[PROBLEM DESCRIPTION] Scan the material for the word "styles", and copy each line where it shows up.

+++ SUPPLIED MATERIAL

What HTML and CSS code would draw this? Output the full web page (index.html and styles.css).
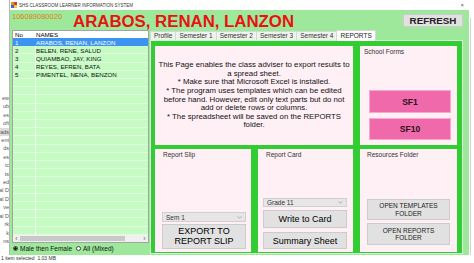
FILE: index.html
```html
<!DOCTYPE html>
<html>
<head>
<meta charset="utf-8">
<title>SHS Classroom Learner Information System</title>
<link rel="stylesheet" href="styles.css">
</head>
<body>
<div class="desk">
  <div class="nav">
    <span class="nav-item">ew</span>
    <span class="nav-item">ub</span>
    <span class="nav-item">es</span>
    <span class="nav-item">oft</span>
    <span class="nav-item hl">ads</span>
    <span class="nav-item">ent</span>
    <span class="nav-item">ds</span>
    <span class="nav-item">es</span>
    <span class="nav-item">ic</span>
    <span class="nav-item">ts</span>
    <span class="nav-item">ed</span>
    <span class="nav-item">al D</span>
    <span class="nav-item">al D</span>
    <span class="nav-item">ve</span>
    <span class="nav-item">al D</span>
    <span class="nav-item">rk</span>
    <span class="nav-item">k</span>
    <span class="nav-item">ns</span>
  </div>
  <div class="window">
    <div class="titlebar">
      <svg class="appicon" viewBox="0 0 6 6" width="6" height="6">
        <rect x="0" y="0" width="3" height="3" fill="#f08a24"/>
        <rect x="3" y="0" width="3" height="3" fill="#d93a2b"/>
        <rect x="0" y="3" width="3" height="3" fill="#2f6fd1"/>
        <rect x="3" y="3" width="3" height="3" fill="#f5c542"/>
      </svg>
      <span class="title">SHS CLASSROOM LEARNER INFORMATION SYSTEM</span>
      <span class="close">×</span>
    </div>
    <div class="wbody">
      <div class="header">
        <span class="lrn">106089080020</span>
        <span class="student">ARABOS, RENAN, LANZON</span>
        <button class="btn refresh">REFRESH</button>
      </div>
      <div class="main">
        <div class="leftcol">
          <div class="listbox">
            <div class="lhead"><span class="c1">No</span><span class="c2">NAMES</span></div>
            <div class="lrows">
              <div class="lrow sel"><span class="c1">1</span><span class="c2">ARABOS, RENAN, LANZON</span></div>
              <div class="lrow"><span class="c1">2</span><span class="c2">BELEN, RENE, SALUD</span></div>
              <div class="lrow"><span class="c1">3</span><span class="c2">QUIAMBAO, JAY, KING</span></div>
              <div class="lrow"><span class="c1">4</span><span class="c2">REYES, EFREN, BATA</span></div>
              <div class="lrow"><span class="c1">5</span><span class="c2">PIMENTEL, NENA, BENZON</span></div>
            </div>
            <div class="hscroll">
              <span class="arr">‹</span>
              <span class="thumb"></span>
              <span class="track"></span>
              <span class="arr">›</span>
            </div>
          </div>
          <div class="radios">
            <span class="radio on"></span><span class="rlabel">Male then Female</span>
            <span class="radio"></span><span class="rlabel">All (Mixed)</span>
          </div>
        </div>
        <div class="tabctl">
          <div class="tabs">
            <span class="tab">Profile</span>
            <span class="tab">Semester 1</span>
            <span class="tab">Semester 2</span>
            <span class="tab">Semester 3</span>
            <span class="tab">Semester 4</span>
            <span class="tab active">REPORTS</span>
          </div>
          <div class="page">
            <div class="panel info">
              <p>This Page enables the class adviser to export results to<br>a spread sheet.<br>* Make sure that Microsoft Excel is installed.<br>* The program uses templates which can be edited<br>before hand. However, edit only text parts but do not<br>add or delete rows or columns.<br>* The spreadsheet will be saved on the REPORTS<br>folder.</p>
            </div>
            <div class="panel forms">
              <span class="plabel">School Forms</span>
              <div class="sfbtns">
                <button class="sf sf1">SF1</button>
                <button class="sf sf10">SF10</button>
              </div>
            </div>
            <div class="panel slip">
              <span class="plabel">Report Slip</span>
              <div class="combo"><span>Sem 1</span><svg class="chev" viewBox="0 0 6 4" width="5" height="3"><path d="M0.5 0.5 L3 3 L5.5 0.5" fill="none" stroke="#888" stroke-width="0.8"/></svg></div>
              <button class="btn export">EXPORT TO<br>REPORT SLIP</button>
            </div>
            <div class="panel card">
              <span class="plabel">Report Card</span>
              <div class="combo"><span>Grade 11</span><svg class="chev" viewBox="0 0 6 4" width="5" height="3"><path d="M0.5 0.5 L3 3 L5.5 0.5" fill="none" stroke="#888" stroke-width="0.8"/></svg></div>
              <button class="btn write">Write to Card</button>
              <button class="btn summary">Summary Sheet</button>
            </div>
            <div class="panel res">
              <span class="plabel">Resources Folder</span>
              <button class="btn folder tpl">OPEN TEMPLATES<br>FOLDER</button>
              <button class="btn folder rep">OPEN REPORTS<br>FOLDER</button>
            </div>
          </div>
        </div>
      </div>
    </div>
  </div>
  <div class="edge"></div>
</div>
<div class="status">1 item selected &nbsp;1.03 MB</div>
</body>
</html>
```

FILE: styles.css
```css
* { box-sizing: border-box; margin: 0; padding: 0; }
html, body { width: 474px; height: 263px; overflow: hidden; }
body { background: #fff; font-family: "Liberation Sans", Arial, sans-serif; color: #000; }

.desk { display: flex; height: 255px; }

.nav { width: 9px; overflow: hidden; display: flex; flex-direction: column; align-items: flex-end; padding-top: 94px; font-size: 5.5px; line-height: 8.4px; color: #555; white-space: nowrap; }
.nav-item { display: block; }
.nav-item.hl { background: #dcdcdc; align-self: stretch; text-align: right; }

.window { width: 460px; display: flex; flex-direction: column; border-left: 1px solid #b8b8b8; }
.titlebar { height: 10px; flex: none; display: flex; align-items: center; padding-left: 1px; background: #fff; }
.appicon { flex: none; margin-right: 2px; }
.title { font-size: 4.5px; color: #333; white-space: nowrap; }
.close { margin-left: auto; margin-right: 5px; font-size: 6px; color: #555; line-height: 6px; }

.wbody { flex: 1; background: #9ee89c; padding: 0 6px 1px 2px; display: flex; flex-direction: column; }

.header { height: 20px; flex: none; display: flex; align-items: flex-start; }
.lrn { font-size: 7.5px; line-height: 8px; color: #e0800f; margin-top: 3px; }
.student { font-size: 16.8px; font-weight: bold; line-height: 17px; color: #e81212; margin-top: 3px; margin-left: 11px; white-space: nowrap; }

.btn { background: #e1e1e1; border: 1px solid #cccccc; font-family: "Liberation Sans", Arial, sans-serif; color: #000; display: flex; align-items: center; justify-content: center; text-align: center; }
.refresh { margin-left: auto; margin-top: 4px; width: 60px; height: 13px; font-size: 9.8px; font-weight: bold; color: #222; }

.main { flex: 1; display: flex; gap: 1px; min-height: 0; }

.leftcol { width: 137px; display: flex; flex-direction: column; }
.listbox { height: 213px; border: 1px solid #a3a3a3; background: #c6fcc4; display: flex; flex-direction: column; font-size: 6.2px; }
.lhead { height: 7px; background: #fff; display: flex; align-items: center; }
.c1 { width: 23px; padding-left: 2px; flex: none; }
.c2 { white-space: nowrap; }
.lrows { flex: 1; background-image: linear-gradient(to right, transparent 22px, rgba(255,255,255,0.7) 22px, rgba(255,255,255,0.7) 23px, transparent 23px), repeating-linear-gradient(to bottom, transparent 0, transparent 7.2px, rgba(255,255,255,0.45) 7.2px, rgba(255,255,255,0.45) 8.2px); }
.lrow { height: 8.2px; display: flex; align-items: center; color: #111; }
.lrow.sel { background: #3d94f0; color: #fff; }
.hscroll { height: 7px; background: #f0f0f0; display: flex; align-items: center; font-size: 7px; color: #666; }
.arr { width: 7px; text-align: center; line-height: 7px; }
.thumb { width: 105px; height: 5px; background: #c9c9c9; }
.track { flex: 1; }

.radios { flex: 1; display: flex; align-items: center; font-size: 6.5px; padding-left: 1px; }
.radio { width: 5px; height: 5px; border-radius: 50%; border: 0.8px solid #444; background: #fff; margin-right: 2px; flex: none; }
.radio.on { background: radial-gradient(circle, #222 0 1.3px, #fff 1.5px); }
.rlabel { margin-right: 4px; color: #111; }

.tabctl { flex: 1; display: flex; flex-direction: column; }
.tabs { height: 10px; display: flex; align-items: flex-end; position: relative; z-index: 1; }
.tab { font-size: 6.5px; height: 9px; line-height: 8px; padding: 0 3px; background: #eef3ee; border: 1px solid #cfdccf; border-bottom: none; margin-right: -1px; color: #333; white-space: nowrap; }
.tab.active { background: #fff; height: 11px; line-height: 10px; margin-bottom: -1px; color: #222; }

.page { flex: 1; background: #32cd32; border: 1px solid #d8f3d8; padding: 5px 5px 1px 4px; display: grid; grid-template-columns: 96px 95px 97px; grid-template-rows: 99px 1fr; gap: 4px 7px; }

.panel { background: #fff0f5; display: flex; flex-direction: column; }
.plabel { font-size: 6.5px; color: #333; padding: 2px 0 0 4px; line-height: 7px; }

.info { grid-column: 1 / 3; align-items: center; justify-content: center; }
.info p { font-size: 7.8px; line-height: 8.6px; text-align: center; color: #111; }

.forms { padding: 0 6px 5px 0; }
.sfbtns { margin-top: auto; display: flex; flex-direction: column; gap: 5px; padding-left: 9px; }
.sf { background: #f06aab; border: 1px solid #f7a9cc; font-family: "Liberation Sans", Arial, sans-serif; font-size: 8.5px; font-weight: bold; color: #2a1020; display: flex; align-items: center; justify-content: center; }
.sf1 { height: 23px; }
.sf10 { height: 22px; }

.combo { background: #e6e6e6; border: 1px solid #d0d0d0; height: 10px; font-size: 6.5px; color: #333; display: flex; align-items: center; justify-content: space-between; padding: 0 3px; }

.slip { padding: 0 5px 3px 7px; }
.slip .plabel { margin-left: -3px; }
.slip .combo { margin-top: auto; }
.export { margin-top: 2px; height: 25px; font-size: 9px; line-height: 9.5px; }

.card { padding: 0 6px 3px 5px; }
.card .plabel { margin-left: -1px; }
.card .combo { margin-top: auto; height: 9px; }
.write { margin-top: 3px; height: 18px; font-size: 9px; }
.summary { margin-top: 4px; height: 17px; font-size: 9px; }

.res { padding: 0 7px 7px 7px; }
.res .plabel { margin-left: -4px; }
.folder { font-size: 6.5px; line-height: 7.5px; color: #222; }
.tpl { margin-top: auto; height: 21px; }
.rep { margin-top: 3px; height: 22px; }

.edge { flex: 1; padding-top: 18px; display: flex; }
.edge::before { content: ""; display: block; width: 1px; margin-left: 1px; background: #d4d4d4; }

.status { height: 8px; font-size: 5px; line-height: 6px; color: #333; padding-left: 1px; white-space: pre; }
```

++++++

[THE COMPLETED TASK]
What HTML and CSS code would draw this? Output the full web page (index.html and styles.css).
<link rel="stylesheet" href="styles.css">
FILE: styles.css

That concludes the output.